L'appello dell'ambasciatore arriva dopo che il governo ad interim libico ha annunciato che molti degli edifici pubblici di Tripoli, oltre al suo aeroporto e ad altre infrastrutture, sono occupati dalle milizie. E dopo che il parlamento, che per motivi di sicurezza non si riunisce nella capitale ma a Tobruk, ha nuovamente incaricato il premier dimissionario Abdullah al-Thinni di formare un nuovo governo.

La scorsa settimana, in una riunione al Cairo con i paesi vicini della Libia, Jibril aveva parlato di "forme di intervento internazionale possibili" per aiutare il paese a proteggere giacimenti petroliferi, aeroporti e altre infrastrutture statali. Nell'intervista ad Aki, l'ambasciatore precisa di non essersi mai riferito a un intervento militare. "Ho chiesto - ha detto - che ci sia dato il supporto di cui abbiamo bisogno, che non è necessariamente militare".

Un supporto che, per essere efficace, va programmato in una dimensione africana e non esclusivamente libica. "I più gravi problemi con cui ci confrontiamo, dal terrorismo, ai flussi di migranti irregolari, ai traffici di ogni tipo - chiarisce l'ambasciatore - sono legati al fatto che l'Africa vive situazioni complicate di instabilità e povertà. Bisogna che gli stati e le organizzazioni internazionali si occupino di questi problemi".

Un messaggio che, anche questa volta, viene rivolto soprattutto all'Italia, che è la prima destinataria dei flussi di immigrati irregolari partiti dalla Libia. "Noi, con il ruolo chiave che svolgiamo in Africa, vogliamo essere parte della soluzione e non del problema", assicura il diplomatico.

Del paese in cui è ambasciatore, l'Egitto, Jibril dice che ha un buon livello di cooperazione con la vicina Libia, "perché sa che la nostra sicurezza è la sua sicurezza". Questa cooperazione - puntualizza - deve "rispettare la nostra sovranità nazionale e il volere del nostro popolo. I libici rifiutano di essere soggetti ad agende straniere. Tutti i paesi vicini sanno di dover rispettare l'indipendenza della Libia nonché gli accordi internazionali".

E sui jet che a metà agosto hanno colpito alcune postazioni delle milizie islamiche nei pressi dell'aeroporto di Tripoli e che, secondo il New York Times, sarebbero partiti da basi egiziane, il diplomatico si limita a dichiarare che "il Cairo ha smentito, mentre l'ex generale libico Khalifa Haftar ha rivendicato l'operazione.

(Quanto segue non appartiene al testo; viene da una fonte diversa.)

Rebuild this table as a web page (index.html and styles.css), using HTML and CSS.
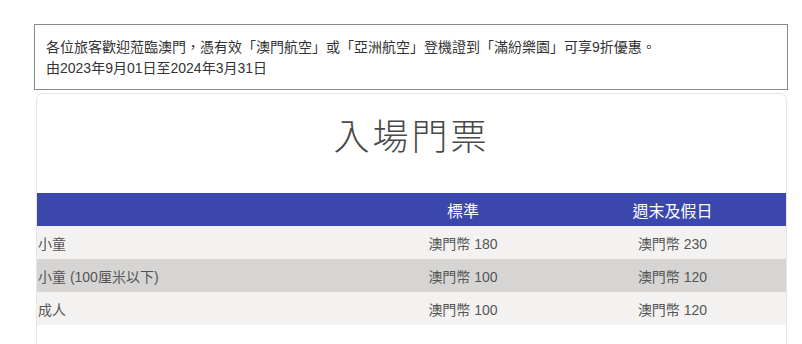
FILE: index.html
```html
<!DOCTYPE html>
<html lang="zh-Hant">
<head>
<meta charset="utf-8">
<link rel="stylesheet" href="styles.css">
</head>
<body>
<div class="page">
  <div class="notice">
    <p>各位旅客歡迎蒞臨澳門，憑有效「澳門航空」或「亞洲航空」登機證到「滿紛樂園」可享9折優惠。</p>
    <p>由2023年9月01日至2024年3月31日</p>
  </div>
  <div class="card">
    <h1 class="title">入場門票</h1>
    <table class="prices">
      <thead>
        <tr><th class="c1"></th><th class="c2">標準</th><th class="c3">週末及假日</th></tr>
      </thead>
      <tbody>
        <tr><td class="label">小童</td><td>澳門幣 180</td><td>澳門幣 230</td></tr>
        <tr class="alt"><td class="label">小童 (100厘米以下)</td><td>澳門幣 100</td><td>澳門幣 120</td></tr>
        <tr><td class="label">成人</td><td>澳門幣 100</td><td>澳門幣 120</td></tr>
      </tbody>
    </table>
  </div>
</div>
</body>
</html>
```
FILE: styles.css
```css
html, body {
  margin: 0;
  padding: 0;
  background: #fff;
}
body {
  font-family: "Liberation Sans", "Noto Sans CJK TC", sans-serif;
  color: #333;
}
.page {
  padding: 24px 14px 0 34px;
}
.notice {
  border: 1px solid #8a8a8a;
  padding: 12px 11px 10px;
  font-size: 14px;
  line-height: 21px;
  color: #333;
}
.notice p {
  margin: 0;
}
.card {
  margin: 3px 1px 0 2px;
  border: 1px solid #e6e6e6;
  border-bottom: none;
  border-radius: 7px 7px 0 0;
  height: 260px;
  box-sizing: border-box;
}
.title {
  margin: 0;
  padding: 16px 0 0;
  height: 83px;
  text-align: center;
  font-family: "Noto Sans CJK TC", sans-serif;
  font-weight: 300;
  font-size: 36px;
  line-height: 48px;
  letter-spacing: 3px;
  color: #484848;
  box-sizing: content-box;
}
.prices {
  width: 100%;
  border-collapse: collapse;
  font-size: 14px;
  color: #555;
}
.prices th {
  background: #3c47ae;
  color: #fff;
  font-weight: normal;
  font-size: 16px;
  height: 33px;
  padding: 0;
  text-align: center;
}
.c1 { width: 330px; }
.c2 { width: 192px; }
.prices td {
  height: 33px;
  padding: 0;
  text-align: center;
  background: #f3f2f1;
}
.prices td.label {
  text-align: left;
  padding-left: 1px;
}
.prices tr.alt td {
  background: #d6d5d4;
}
```
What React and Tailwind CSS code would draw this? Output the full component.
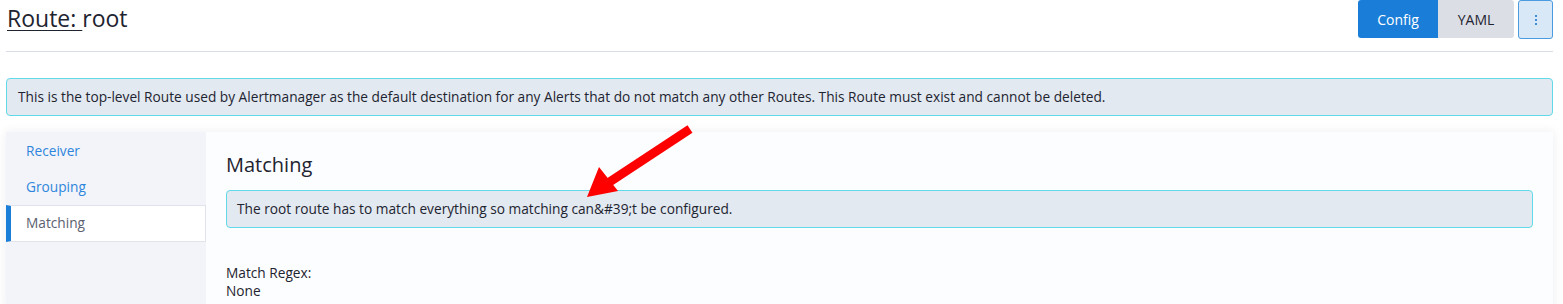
import React from "react";

export default function App() {
  return (
    <div className="relative min-h-[304px] bg-white pl-[6px] pr-[10px] text-[#1e2430]" style={{ fontFamily: "'Open Sans', sans-serif" }}>
      {/* Header */}
      <div className="flex items-start justify-between border-b border-[#d9dde7] h-[52px]">
        <h1 className="pl-[1px] pt-[3px] text-[23px] leading-[30px]">
          <span className="underline underline-offset-[3px] decoration-1">Route: </span>
          root
        </h1>
        <div className="flex items-start gap-[4px]">
          <div className="flex h-[38px] overflow-hidden rounded-[3px]">
            <button className="w-[80px] bg-[#1a7ed8] text-[14px] text-white">Config</button>
            <button className="w-[76px] bg-[#dcdee6] text-[14px] text-[#1e2430]">YAML</button>
          </div>
          <button className="flex h-[39px] w-[35px] flex-col items-center justify-center gap-[2px] rounded-[3px] border border-[#4a9be0] bg-[#d8e8f6]">
            <span className="h-[2px] w-[2px] bg-[#3d8fd9]" />
            <span className="h-[2px] w-[2px] bg-[#3d8fd9]" />
            <span className="h-[2px] w-[2px] bg-[#3d8fd9]" />
          </button>
        </div>
      </div>

      {/* Top-level info */}
      <div className="mt-[26px] flex h-[38px] items-center rounded-[4px] border border-[#62d9e9] bg-[#e2e9f0] px-[11px] text-[13.7px]">
        This is the top-level Route used by Alertmanager as the default destination for any Alerts that do not match any other Routes. This Route must exist and cannot be deleted.
      </div>

      {/* Panel */}
      <div className="mt-[16px] flex min-h-[180px] shadow-[0_0_10px_rgba(30,40,80,0.08)]">
        <nav className="w-[200px] shrink-0 bg-[#f3f4f9] pt-[1px] text-[13.7px]">
          <div className="flex h-[36px] items-center pl-[20px] text-[#2e86dc]">Receiver</div>
          <div className="flex h-[36px] items-center pl-[20px] text-[#2e86dc]">Grouping</div>
          <div className="flex h-[37px] items-center border border-l-[5px] border-[#e1e3ea] border-l-[#1a7ed8] bg-white pl-[15px] text-[#5b6170]">
            Matching
          </div>
        </nav>
        <main className="flex-1 bg-[#fcfdfe] pl-[20px] pr-[20px] pt-[20px]">
          <h2 className="text-[20px] leading-[26px]">Matching</h2>
          <div className="mt-[12px] flex h-[38px] items-center rounded-[4px] border border-[#62d9e9] bg-[#e2e9f0] px-[10px] text-[13.7px]">
            The root route has to match everything so matching can&amp;#39;t be configured.
          </div>
          <div className="mt-[36px] text-[13.7px] leading-[18px]">
            <div>Match Regex:</div>
            <div>None</div>
          </div>
        </main>
      </div>

      {/* Annotation arrow */}
      <svg className="pointer-events-none absolute left-0 top-0" width="1563" height="304">
        <line x1="690" y1="129" x2="608" y2="183" stroke="#ff0000" strokeWidth="9" />
        <polygon points="587,197 599,167 618,191" fill="#ff0000" />
      </svg>
    </div>
  );
}
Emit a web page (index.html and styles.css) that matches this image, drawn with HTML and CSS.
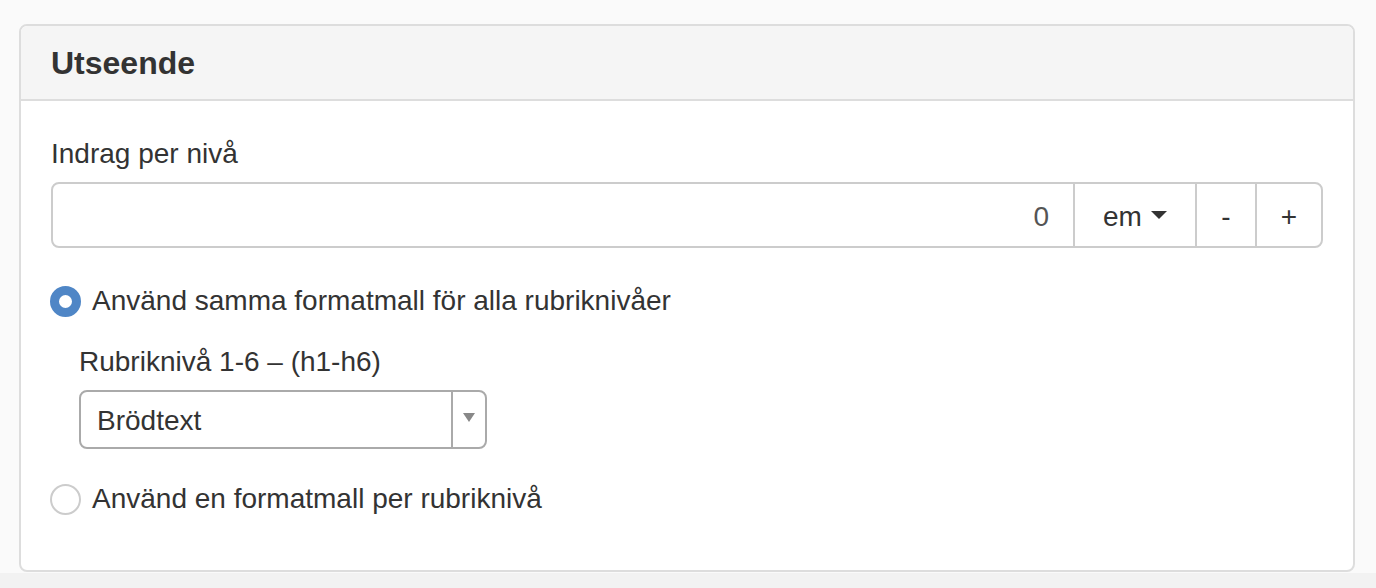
FILE: index.html
```html
<!DOCTYPE html>
<html lang="sv">
<head>
  <meta charset="UTF-8" />
  <title>Utseende</title>
  <link rel="stylesheet" href="styles.css">
</head>
<body>

<div class="panel">
  <div class="panel-heading">
    <h3 class="panel-title">Utseende</h3>
  </div>
  <div class="panel-body">
    <label class="field-label">Indrag per nivå</label>
    <div class="input-group">
      <input type="text" class="num-input" value="0" />
      <button class="btn btn-unit">em <span class="caret"></span></button>
      <button class="btn btn-minus">-</button>
      <button class="btn btn-plus">+</button>
    </div>

    <div class="radio-line">
      <span class="radio checked"></span>
      <span>Använd samma formatmall för alla rubriknivåer</span>
    </div>

    <div class="sub-group">
      <div class="sub-label">Rubriknivå 1-6 – (h1-h6)</div>
      <div class="select-box">
        <span class="select-value">Brödtext</span>
        <span class="select-arrow"><span class="tri"></span></span>
      </div>
    </div>

    <div class="radio-line last">
      <span class="radio"></span>
      <span>Använd en formatmall per rubriknivå</span>
    </div>
  </div>
</div>

<div class="bottom-strip"></div>

</body>
</html>
```

FILE: styles.css
```css
body { margin: 0; background: #fafafa; font-family: "Liberation Sans", Arial, sans-serif; color: #333; }

.panel { margin: 24px 21px 0 19px; height: 548px; box-sizing: border-box; background: #fff; border: 2px solid #ddd; border-radius: 8px; overflow: hidden; }
.panel-heading { background: #f5f5f5; border-bottom: 2px solid #ddd; height: 73px; padding: 0 30px; }
.panel-title { margin: 0; font-size: 32px; line-height: 75px; font-weight: bold; color: #333; }
.panel-body { padding: 33px 30px 0 30px; }

.field-label { display: block; font-size: 28px; line-height: 40px; margin-bottom: 8px; }

.input-group { display: flex; height: 66px; }
.num-input { flex: 1; min-width: 0; box-sizing: border-box; height: 66px; border: 2px solid #ccc; border-radius: 8px 0 0 8px; padding: 3px 24px 0 24px; text-align: right; font-family: inherit; font-size: 28px; color: #555; outline: none; }
.btn { box-sizing: border-box; height: 66px; margin-left: -2px; background: #fff; border: 2px solid #ccc; font-family: inherit; font-size: 28px; color: #333; padding: 3px 0 0 0; display: flex; align-items: center; justify-content: center; }
.btn-unit { width: 124px; }
.btn-minus { width: 62px; }
.btn-plus { width: 68px; border-radius: 0 8px 8px 0; }
.caret { display: inline-block; margin-left: 9px; margin-top: -3px; border-top: 8px solid #333; border-left: 8px solid transparent; border-right: 8px solid transparent; }

.radio-line { display: flex; align-items: center; gap: 11px; margin-top: 33px; margin-left: -1px; font-size: 28px; line-height: 40px; }
.radio-line.last { margin-top: 30px; }
.radio { box-sizing: border-box; width: 31px; height: 31px; border-radius: 50%; border: 2px solid #ccc; background: #fff; flex-shrink: 0; }
.radio.checked { border: 9px solid #4f86c6; }

.sub-group { margin-left: 28px; margin-top: 21px; }
.sub-label { font-size: 28px; line-height: 40px; margin-bottom: 8px; }
.select-box { box-sizing: border-box; width: 408px; height: 59px; border: 2px solid #aaa; border-radius: 8px; display: flex; align-items: center; }
.select-value { flex: 1; padding: 3px 0 0 16px; font-size: 28px; color: #333; }
.select-arrow { width: 32px; height: 100%; border-left: 2px solid #aaa; display: flex; align-items: center; justify-content: center; }
.tri { border-top: 9px solid #888; border-left: 6px solid transparent; border-right: 6px solid transparent; margin-top: -4px; }

.bottom-strip { margin-top: 1px; height: 20px; background: #f2f2f2; }
```
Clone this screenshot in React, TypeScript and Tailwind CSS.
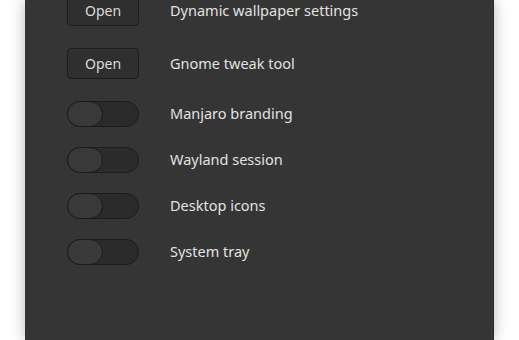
import React from 'react';

const font = { fontFamily: '"Noto Sans", "Open Sans", sans-serif' };

function OpenButton() {
  return (
    <button className="w-[72px] h-[31px] rounded-[4px] border border-[#1c1c1c] bg-[#2f2f2f] text-[14px] text-[#dcdcdc] shadow-[inset_0_1px_0_rgba(255,255,255,0.03)]">
      Open
    </button>
  );
}

function Toggle() {
  return (
    <div className="w-[72px] h-[26px] rounded-full border border-[#1c1c1c] bg-[#2b2b2b] flex items-center">
      <div className="w-[36px] h-[26px] -ml-px rounded-full border border-[#1a1a1a] bg-[#393939]" />
    </div>
  );
}

function Row({ control, label, className }: { control: React.ReactNode; label: string; className?: string }) {
  return (
    <div className={`flex items-center ${className ?? ''}`}>
      <div className="w-[103px] shrink-0 flex">{control}</div>
      <span className="text-[14.5px] text-[#e2e2e2]">{label}</span>
    </div>
  );
}

export default function App() {
  return (
    <div className="w-[519px] h-[340px] bg-white overflow-hidden flex" style={font}>
      <div className="ml-[25px] w-[469px] h-full bg-[#353535] border-r border-[#2a2a2a] shadow-[0_0_14px_rgba(0,0,0,0.28)] pl-[42px]">
        <div className="flex flex-col -mt-[5px]">
          <Row control={<OpenButton />} label="Dynamic wallpaper settings" />
          <Row control={<OpenButton />} label="Gnome tweak tool" className="mt-[22px]" />
          <Row control={<Toggle />} label="Manjaro branding" className="mt-[22px]" />
          <Row control={<Toggle />} label="Wayland session" className="mt-[20px]" />
          <Row control={<Toggle />} label="Desktop icons" className="mt-[20px]" />
          <Row control={<Toggle />} label="System tray" className="mt-[20px]" />
        </div>
      </div>
    </div>
  );
}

Su quello che sostengono alcuni media non ho niente da dire, se non che l'unico modo per intervenire militarmente in un paese straniero è attraverso la Nato".

L'ambasciatore Jibril traccia infine un parallelo tra il caos a cui si assiste nel suo paese e quello che accade in Siria e in Iraq, dove i jihadisti dello Stato islamico hanno preso il controllo di ampie regioni e hanno proclamato un califfato. "Si tratta certamente di situazioni molto diverse - dice - ma con un presupposto comune: le dittature pluridecennali che hanno lasciato un enorme vuoto" in cui terrorismo ed estremismo hanno trovato terreno fertile.